Quotes from my Somatics Heros

“In order to change our mode of action, we must change the image of ourselves that we carry within us.”
— Moshe Feldenkrais

“In order to recognize small changes in effort, the effort itself must first be reduced. More delicate and improved control of movement is possible only through the increase of sensitivity, through a greater ability to sense differences.”
— Moshe Feldenkrais

Practitioners of SI do not feel ourselves to be therapists. The gravitational field is the therapist.
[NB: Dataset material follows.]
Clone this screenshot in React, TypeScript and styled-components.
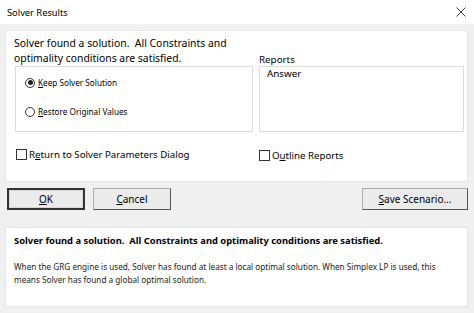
import styled, { createGlobalStyle } from 'styled-components';

const GlobalStyle = createGlobalStyle`
  html, body {
    margin: 0;
    padding: 0;
    background: #f0f0f0;
  }
  body {
    font-family: "Noto Sans", "Open Sans", sans-serif;
    color: #000;
  }
`;

const Window = styled.div`
  width: 474px;
  height: 313px;
  display: flex;
  flex-direction: column;
  background: #f0f0f0;
  overflow: hidden;
`;

const TitleBar = styled.div`
  height: 24px;
  display: flex;
  align-items: center;
  justify-content: space-between;
  padding: 0 8px 0 7px;
  background: #fff;
  font-size: 9.3px;
  flex-shrink: 0;
`;

const Body = styled.div`
  flex: 1;
  display: flex;
  flex-direction: column;
  padding: 6px 6px 0 5px;
`;

const Panel = styled.div<{ $height: number }>`
  height: ${(p) => p.$height}px;
  box-sizing: border-box;
  background: #fff;
  border: 1px solid #e6e6e6;
`;

const TopPanel = styled(Panel)`
  padding: 5px 4px 0 8px;
  display: flex;
  flex-direction: column;
`;

const Columns = styled.div`
  display: grid;
  grid-template-columns: 239px 205px;
  column-gap: 6px;
  align-items: end;
`;

const Column = styled.div`
  display: flex;
  flex-direction: column;
`;

const Heading = styled.div`
  font-size: 10.4px;
  line-height: 15px;
  padding-right: 4px;
`;

const GroupBox = styled.div`
  height: 66px;
  box-sizing: border-box;
  margin-left: 1px;
  border: 1px solid #dcdcdc;
  display: flex;
  flex-direction: column;
  justify-content: space-around;
  padding: 1px 0 5px 9px;
`;

const Option = styled.label`
  display: flex;
  align-items: center;
  gap: 3px;
  font-size: 8.2px;
`;

const Radio = styled.span<{ $checked?: boolean }>`
  width: 10px;
  height: 10px;
  box-sizing: border-box;
  border: 1px solid #333;
  border-radius: 50%;
  display: flex;
  align-items: center;
  justify-content: center;
  &::after {
    content: '';
    width: 5px;
    height: 5px;
    border-radius: 50%;
    background: ${(p) => (p.$checked ? '#222' : 'transparent')};
  }
`;

const Label = styled.div`
  font-size: 9.8px;
  line-height: 13px;
`;

const ListBox = styled.div`
  height: 66px;
  box-sizing: border-box;
  border: 1px solid #dcdcdc;
  padding: 0 0 0 7px;
  font-size: 9.8px;
  line-height: 13px;
`;

const CheckRow = styled.div`
  display: grid;
  grid-template-columns: 243px 1fr;
  margin-top: 15px;
  padding-left: 2px;
`;

const Check = styled.label<{ $offset?: number }>`
  display: flex;
  align-items: center;
  gap: 2px;
  font-size: 9.7px;
  margin-top: ${(p) => p.$offset ?? 0}px;
`;

const Box = styled.span`
  width: 11px;
  height: 11px;
  box-sizing: border-box;
  border: 1px solid #333;
`;

const ButtonRow = styled.div`
  display: flex;
  align-items: center;
  margin-top: 6px;
  padding: 0 0 0 2px;
  gap: 8px;
  height: 22px;
`;

const Button = styled.div<{ $width: number; $default?: boolean }>`
  width: ${(p) => p.$width}px;
  height: 22px;
  box-sizing: border-box;
  display: flex;
  align-items: center;
  justify-content: center;
  font-size: 10px;
  background: #ebebeb;
  border: 1px solid #adadad;
  border-right-color: #555;
  border-bottom-color: #555;
  ${(p) =>
    p.$default &&
    `
    border: 2px solid #333;
    box-shadow: inset 0 0 0 1px #d8d8d8;
  `}
`;

const Spacer = styled.div`
  flex: 1;
`;

const MessagePanel = styled(Panel)`
  margin-top: 17px;
  padding: 6px 8px 0 8px;
`;

const MessageTitle = styled.div`
  font-size: 9.4px;
  font-weight: 700;
  line-height: 14px;
`;

const MessageText = styled.div`
  margin-top: 12px;
  font-size: 8.2px;
  line-height: 13px;
  color: #222;
`;

const U = styled.span`
  text-decoration: underline;
`;

export default function App() {
  return (
    <>
      <GlobalStyle />
      <Window>
        <TitleBar>
          <span>Solver Results</span>
          <svg width="10" height="10" viewBox="0 0 10 10">
            <path d="M0.5 0.5 L9.5 9.5 M9.5 0.5 L0.5 9.5" stroke="#444" strokeWidth="1" />
          </svg>
        </TitleBar>
        <Body>
          <TopPanel $height={152}>
            <Columns>
              <Column>
                <Heading>
                  Solver found a solution.&nbsp; All Constraints and optimality conditions are
                  satisfied.
                </Heading>
                <GroupBox>
                  <Option>
                    <Radio $checked />
                    <span>
                      <U>K</U>eep Solver Solution
                    </span>
                  </Option>
                  <Option>
                    <Radio />
                    <span>
                      <U>R</U>estore Original Values
                    </span>
                  </Option>
                </GroupBox>
              </Column>
              <Column>
                <Label>Reports</Label>
                <ListBox>Answer</ListBox>
              </Column>
            </Columns>
            <CheckRow>
              <Check>
                <Box />
                <span>
                  R<U>e</U>turn to Solver Parameters Dialog
                </span>
              </Check>
              <Check $offset={2}>
                <Box />
                <span>
                  O<U>u</U>tline Reports
                </span>
              </Check>
            </CheckRow>
          </TopPanel>
          <ButtonRow>
            <Button $width={78} $default>
              <span>
                <U>O</U>K
              </span>
            </Button>
            <Button $width={78}>
              <span>
                <U>C</U>ancel
              </span>
            </Button>
            <Spacer />
            <Button $width={106}>
              <span>
                <U>S</U>ave Scenario...
              </span>
            </Button>
          </ButtonRow>
          <MessagePanel $height={80}>
            <MessageTitle>
              Solver found a solution.&nbsp; All Constraints and optimality conditions are
              satisfied.
            </MessageTitle>
            <MessageText>
              When the GRG engine is used, Solver has found at least a local optimal solution.
              When Simplex LP is used, this means Solver has found a global optimal solution.
            </MessageText>
          </MessagePanel>
        </Body>
      </Window>
    </>
  );
}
What we do is prepare the body to receive the support from the gravitational field which gives a greater sense of well being.
–Ida Rolf

“Go around the problem; get the system sufficiently resilient so that it is able to change, and it will change, It doesn’t have to be forced. It’s that forcing that you have to avoid at all costs.”
— Ida Rolf

“When the body gets working appropriately, the force of Gravity can flow through, then spontaneously, the body heals itself.”
— Ida Rolf

“It is in the mind, it is not the body: my job is reaching the mind.”
— Milton Trager

“Touching hands are not like pharmaceuticals or scalpels. They are like flashlights in a darkened room. The medicine they administer is self-awareness. And for many of our painful conditions, this is the aid that is most urgently needed.”
— Deane Juhan

“The skin is no more separated from the brain than the surface of a lake is separate from its depths; the two are different locations in a continuous medium…The brain is a single functional unit, from cortex to fingertips to toes. To touch the surface is to stir the depths.”
— Deane Juhan

“Movement is the unifying bond between the mind and the body, and sensations are the substance of that bond.”
— Deane Juhan

“Soothing touch, whether it be applied to a ruffled cat, a crying infant, or a frightened child, has a universally recognized power to ameliorate the signs of distress. How can it be that we overlook its usefulness on the jangled adult as well? What is it that leads us to assume that the stressed child merely needs “comforting,” while the stressed adult needs “medicine”?”
— Deane Juhan

“The principals in elegantly simple. We learn to love by being loved, we learn gentleness by being gentled, we learn to be graceful by experiencing the feeling of grace.”